PUNCH,
OR THE LONDON CHARIVARI.
Vol. 99.
September 27, 1890.
MODERN TYPES.
(By Mr. Punch's Own Type Writer.)
No. XIX.—THE SERVANT OF SOCIETY.
The Servant of Society is one who, having in early life abdicated every claim to independent thought or action, is content to attach himself to the skirts and coat-tails of the great, and to exist for a long time as a mere appendage in mansions selected by the unerring instinct of a professional tuft-hunter. It is as common a mistake to suppose that all tuft-hunters are necessarily of lowly birth and of inferior social position, as it is to believe them all to be offensive in manner and shallow in artifice.

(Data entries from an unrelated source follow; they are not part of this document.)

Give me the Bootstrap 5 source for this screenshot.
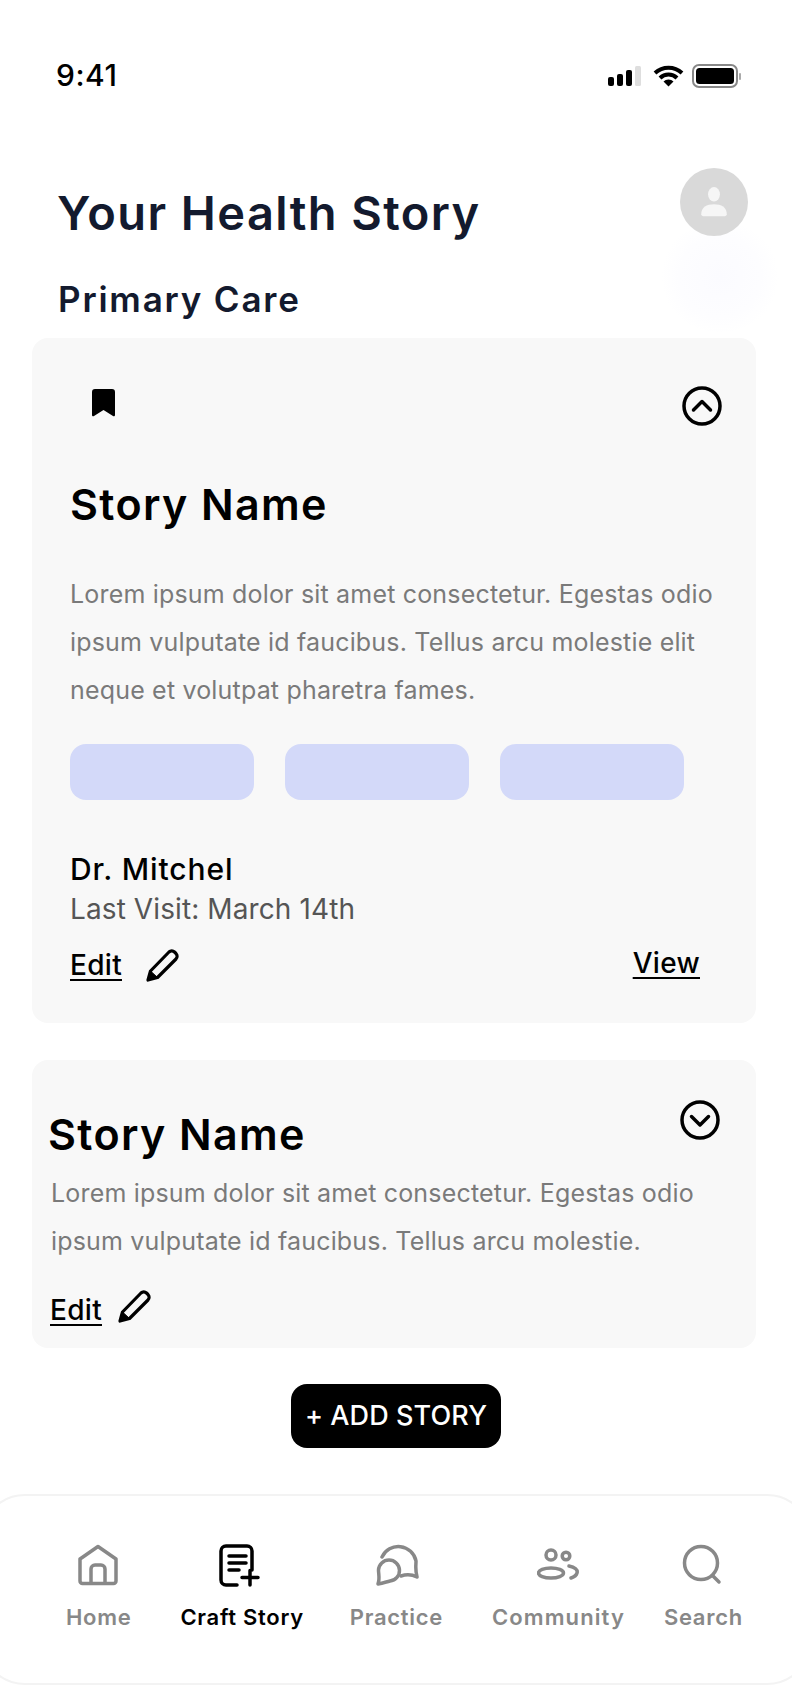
<!DOCTYPE html>
<html lang="en">
<head>
    <meta charset="UTF-8">
    <meta name="viewport" content="width=device-width, initial-scale=1.0">
    <title>Your Health Story</title>
    <link href="https://cdn.jsdelivr.net/npm/bootstrap@5.3.3/dist/css/bootstrap.min.css" rel="stylesheet">
    <script src="https://cdn.jsdelivr.net/npm/bootstrap@5.3.3/dist/js/bootstrap.bundle.min.js"></script>

    <style>
        * {
            font-family: Inter, "Liberation Sans", sans-serif;
        }
        body {
            background-color: #fff;
            width: 792px;
            height: 1688px;
            overflow: hidden;
        }
        .status-row {
            padding: 55px 50px 0 56px;
            height: 96px;
        }
        .status-pic {
            margin-top: 8px;
        }
        .clock {
            font-size: 30px;
            line-height: 40px;
            font-weight: 500;
            letter-spacing: 0.5px;
            color: #000;
        }
        .head-row {
            margin-top: 87px;
            padding: 0 44px 0 57px;
        }
        .page-title {
            font-size: 47px;
            line-height: 60px;
            font-weight: 600;
            letter-spacing: 1.4px;
            color: #131a2e;
            margin: 0;
        }
        .avatar-dot {
            width: 68px;
            height: 68px;
            margin-top: -15px;
            border-radius: 50%;
            background-color: #d9d9d9;
        }
        .glow-dot {
            top: 222px;
            left: 660px;
            width: 120px;
            height: 110px;
            border-radius: 50%;
            background: radial-gradient(circle, #fbfbff 0%, #fdfdff 50%, #fff 72%);
        }
        .section-title {
            font-size: 35px;
            line-height: 44px;
            font-weight: 600;
            letter-spacing: 1.8px;
            color: #131a2e;
            margin: 34px 0 17px 58px;
        }
        .story-box {
            margin: 0 36px 0 32px;
            background-color: #f8f8f8;
            border: 0;
            border-radius: 16px;
        }
        .story-one {
            padding: 48px 34px 41px 38px;
        }
        .story-two {
            margin-top: 37px;
            padding: 40px 36px 25px 16px;
        }
        .bookmark-icon {
            margin: 3px 0 0 22px;
        }
        .story-name {
            font-size: 43px;
            line-height: 56px;
            font-weight: 600;
            letter-spacing: 1.35px;
            color: #000;
            margin: 0;
        }
        .story-one .story-name {
            margin-top: 50px;
        }
        .story-two .story-name {
            margin-top: 6px;
        }
        .story-text {
            font-size: 25px;
            line-height: 48px;
            letter-spacing: 0.18px;
            color: #7a7a7a;
            white-space: nowrap;
            margin: 0;
        }
        .story-one .story-text {
            margin-top: 38px;
        }
        .story-two .story-text {
            margin: 7px 0 0 3px;
        }
        .tag-row {
            margin-top: 30px;
            gap: 31px;
        }
        .tag-pill {
            width: 184px;
            height: 56px;
            border-radius: 16px;
            background-color: #d3d9f9;
        }
        .doc-name {
            font-size: 30px;
            line-height: 40px;
            font-weight: 500;
            letter-spacing: 0.9px;
            color: #000;
            margin-top: 49px;
        }
        .doc-visit {
            font-size: 28px;
            line-height: 36px;
            letter-spacing: 0.1px;
            color: #555;
            margin-top: 2px;
        }
        .act-row {
            margin-top: 21px;
            height: 34px;
        }
        .story-two .act-row {
            margin: 24px 0 0 2px;
        }
        .act-link {
            font-size: 28px;
            line-height: 34px;
            font-weight: 500;
            letter-spacing: 0.3px;
            color: #000;
            text-decoration: underline;
            text-underline-offset: 4px;
            text-decoration-thickness: 2px;
        }
        .story-two .act-link {
            margin-top: 7px;
        }
        .pencil-one {
            margin-left: 24px;
        }
        .pencil-two {
            margin-left: 16px;
        }
        .view-link {
            margin: -4px 22px 0 0;
        }
        .add-btn {
            margin-top: 36px;
            width: 210px;
            height: 64px;
            border-radius: 16px;
            background-color: #000;
            border: 0;
            color: #fff;
            font-size: 27px;
            font-weight: 500;
            letter-spacing: 0.1px;
            padding: 0;
        }
        .tab-bar {
            margin: 46px -20px 0;
            height: 191px;
            padding: 48px 0 0 84px;
            gap: 49px;
            border: 2px solid #f3f3f3;
            border-radius: 45px;
        }
        .tab-link {
            color: #888;
            font-size: 22px;
            line-height: 30px;
            font-weight: 600;
            letter-spacing: 0.7px;
            text-decoration: none;
        }
        .tab-link.tab-on {
            color: #000;
        }
        .tab-practice {
            margin-left: -3px;
        }
        .tab-community {
            letter-spacing: 1.1px;
        }
        .tab-last {
            margin-left: -10px;
        }
        .tab-pic {
            height: 48px;
            margin-bottom: 10px;
        }
        .pic-home {
            margin-right: 2px;
        }
        .pic-craft {
            margin-right: 4px;
        }
    </style>
</head>

<body>
    <div class="position-relative">
        <div class="glow-dot position-absolute"></div>

        <!-- status bar -->
        <div class="status-row d-flex justify-content-between position-relative">
            <span class="clock">9:41</span>
            <svg class="status-pic" width="135" height="26" viewBox="0 0 135 26">
                <rect x="1" y="14" width="6" height="9" rx="2" fill="#000"/>
                <rect x="10" y="11" width="6" height="12" rx="2" fill="#000"/>
                <rect x="19" y="7" width="6" height="16" rx="2" fill="#000"/>
                <rect x="28" y="3" width="6" height="20" rx="1.5" fill="#dedede"/>
                <path d="M48 10 a20 20 0 0 1 27 0" fill="none" stroke="#000" stroke-width="4"/>
                <path d="M53 15 a12 12 0 0 1 17 0" fill="none" stroke="#000" stroke-width="4"/>
                <path d="M61.5 23.5 L56.5 18.5 a7 7 0 0 1 10 0 Z" fill="#000"/>
                <rect x="86" y="2" width="44" height="22" rx="6" fill="none" stroke="#888" stroke-width="2"/>
                <rect x="89" y="5" width="38" height="16" rx="3.5" fill="#000"/>
                <rect x="132" y="10" width="2" height="7" rx="1" fill="#aaa"/>
            </svg>
        </div>

        <!-- page heading -->
        <div class="head-row d-flex justify-content-between align-items-start position-relative">
            <h1 class="page-title">Your Health Story</h1>
            <div class="avatar-dot d-flex align-items-center justify-content-center">
                <svg width="28" height="31" viewBox="0 0 30 34">
                    <ellipse cx="15" cy="8" rx="6.5" ry="8" fill="#f6f6f6"/>
                    <path d="M1 30 c0-8 6-11 14-11 s14 3 14 11 a2 2 0 0 1-2 2 H3 a2 2 0 0 1-2-2 Z" fill="#f6f6f6"/>
                </svg>
            </div>
        </div>
        <h2 class="section-title position-relative">Primary Care</h2>

        <!-- expanded story -->
        <div class="card story-box story-one">
            <div class="d-flex justify-content-between align-items-start">
                <svg class="bookmark-icon" width="23" height="28" viewBox="0 0 23 28">
                    <path d="M3 0 H20 a3 3 0 0 1 3 3 V26 a1.2 1.2 0 0 1-2 1 L11.5 21 L2 27 a1.2 1.2 0 0 1-2-1 V3 a3 3 0 0 1 3-3 Z" fill="#000"/>
                </svg>
                <svg width="40" height="40" viewBox="0 0 40 40">
                    <circle cx="20" cy="20" r="18" fill="none" stroke="#000" stroke-width="3.5"/>
                    <path d="M11.5 24 L20 15.5 L28.5 24" fill="none" stroke="#000" stroke-width="3.5" stroke-linecap="round" stroke-linejoin="round"/>
                </svg>
            </div>
            <h3 class="story-name">Story Name</h3>
            <p class="story-text">Lorem ipsum dolor sit amet consectetur. Egestas odio<br>ipsum vulputate id faucibus. Tellus arcu molestie elit<br>neque et volutpat pharetra fames.</p>
            <div class="tag-row d-flex">
                <span class="tag-pill"></span>
                <span class="tag-pill"></span>
                <span class="tag-pill"></span>
            </div>
            <div class="doc-name">Dr. Mitchel</div>
            <div class="doc-visit">Last Visit: March 14th</div>
            <div class="act-row d-flex justify-content-between align-items-center">
                <div class="d-flex align-items-center">
                    <a href="#" class="act-link">Edit</a>
                    <svg class="pencil-one" width="34" height="34" viewBox="0 0 34 34">
                        <path d="M2 32 L4.5 23 L23 4 a4 4 0 0 1 5.5 0 l1.5 1.5 a4 4 0 0 1 0 5.5 L11.5 29.5 Z" fill="none" stroke="#000" stroke-width="3.2" stroke-linejoin="round"/>
                        <path d="M4.5 23 L11.5 29.5 L2 32 Z" fill="#000" stroke="#000" stroke-width="1" stroke-linejoin="round"/>
                    </svg>
                </div>
                <a href="#" class="act-link view-link">View</a>
            </div>
        </div>

        <!-- collapsed story -->
        <div class="card story-box story-two">
            <div class="d-flex justify-content-between align-items-start">
                <h3 class="story-name">Story Name</h3>
                <svg width="40" height="40" viewBox="0 0 40 40">
                    <circle cx="20" cy="20" r="18" fill="none" stroke="#000" stroke-width="3.5"/>
                    <path d="M11.5 16.5 L20 25 L28.5 16.5" fill="none" stroke="#000" stroke-width="3.5" stroke-linecap="round" stroke-linejoin="round"/>
                </svg>
            </div>
            <p class="story-text">Lorem ipsum dolor sit amet consectetur. Egestas odio<br>ipsum vulputate id faucibus. Tellus arcu molestie.</p>
            <div class="act-row d-flex align-items-center">
                <a href="#" class="act-link">Edit</a>
                <svg class="pencil-two" width="34" height="34" viewBox="0 0 34 34">
                    <path d="M2 32 L4.5 23 L23 4 a4 4 0 0 1 5.5 0 l1.5 1.5 a4 4 0 0 1 0 5.5 L11.5 29.5 Z" fill="none" stroke="#000" stroke-width="3.2" stroke-linejoin="round"/>
                    <path d="M4.5 23 L11.5 29.5 L2 32 Z" fill="#000" stroke="#000" stroke-width="1" stroke-linejoin="round"/>
                </svg>
            </div>
        </div>

        <div class="d-flex justify-content-center">
            <button class="btn add-btn" type="button">+ ADD STORY</button>
        </div>

        <!-- bottom tabs -->
        <nav class="tab-bar d-flex">
            <a href="#" class="tab-link d-flex flex-column align-items-center">
                <svg class="tab-pic pic-home" width="42" height="48" viewBox="0 0 42 48">
                    <path d="M3 15 L21 2.5 L39 15 V37 a2.5 2.5 0 0 1-2.5 2.5 H5.5 A2.5 2.5 0 0 1 3 37 Z" fill="none" stroke="#888" stroke-width="3.5" stroke-linejoin="round"/>
                    <path d="M14 39.5 V25 a4 4 0 0 1 4-4 h6 a4 4 0 0 1 4 4 V39.5" fill="none" stroke="#888" stroke-width="3.5"/>
                </svg>
                Home
            </a>
            <a href="#" class="tab-link tab-on d-flex flex-column align-items-center">
                <svg class="tab-pic pic-craft" width="42" height="48" viewBox="0 0 42 48">
                    <path d="M33 26 V7 a5 5 0 0 0-5-5 H7 a5 5 0 0 0-5 5 V36 a5 5 0 0 0 5 5 H18" fill="none" stroke="#000" stroke-width="3.5" stroke-linecap="round"/>
                    <path d="M10 12 H27 M10 19 H27 M10 26 H20 M23 33.5 H39 M31 26.5 V41" fill="none" stroke="#000" stroke-width="3.5" stroke-linecap="round"/>
                </svg>
                Craft Story
            </a>
            <a href="#" class="tab-link tab-practice d-flex flex-column align-items-center">
                <svg class="tab-pic" width="46" height="48" viewBox="0 0 46 48">
                    <path d="M9 13 A18 18 0 0 1 43 17 C43 22 42 25 44 33 C38 30 34 30 28 32" fill="none" stroke="#888" stroke-width="3.5" stroke-linejoin="round" stroke-linecap="round"/>
                    <path d="M5.5 26 A10.5 10.5 0 1 1 17 37 C13 38 10 39 5 40 C7 35 5.5 30 5.5 26 Z" fill="none" stroke="#888" stroke-width="3.5" stroke-linejoin="round"/>
                </svg>
                Practice
            </a>
            <a href="#" class="tab-link tab-community d-flex flex-column align-items-center">
                <svg class="tab-pic" width="42" height="48" viewBox="0 0 42 48">
                    <circle cx="14" cy="11" r="5" fill="none" stroke="#888" stroke-width="3.5"/>
                    <circle cx="29" cy="12" r="3.8" fill="none" stroke="#888" stroke-width="3.5"/>
                    <ellipse cx="14" cy="29" rx="12.5" ry="5" fill="none" stroke="#888" stroke-width="3.5"/>
                    <path d="M32 22 C38 23 41 26 40 29 C39.5 31 37 33 34 34" fill="none" stroke="#888" stroke-width="3.5" stroke-linecap="round"/>
                </svg>
                Community
            </a>
            <a href="#" class="tab-link tab-last d-flex flex-column align-items-center">
                <svg class="tab-pic" width="42" height="48" viewBox="0 0 42 48">
                    <circle cx="19" cy="19" r="16.5" fill="none" stroke="#888" stroke-width="3.5"/>
                    <path d="M31 32 L37 38" fill="none" stroke="#888" stroke-width="3.5" stroke-linecap="round"/>
                </svg>
                Search
            </a>
        </nav>
    </div>
</body>
</html>
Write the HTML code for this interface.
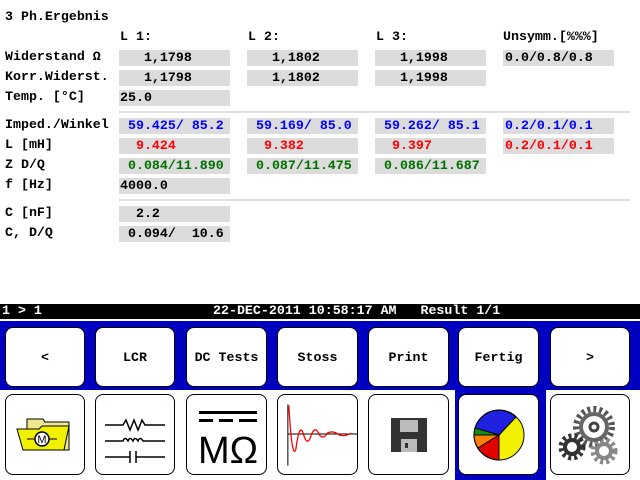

The coarse but honest Snob still perhaps exists, and here and there he thrusts and pushes in the old familiar way; but more often than not the upstart who has won his way to wealth and consideration finds himself to his own surprise courted and fawned upon by those whose boots his abilities would have fitted him to black, and his disposition prompted him to lick. Noble sportsmen are proud to be seen in his company, aristocratic guinea-pigs are constantly in his pocket in the congenial society of the great man's purse, art willingly reproduces his features, journalism enthusiastically commemorates his adventures, and even Royalty does not thrust away a votary whose ministrations are as acceptable as they are readily performed. Without much effort on his own part he is raised to pinnacles which he imagined impossible of access, and soon learns to look down with a contempt that might spring of ancient lineage and assured merit, upon the hungry crowd whose cry is that of the daughter of the horse-leech.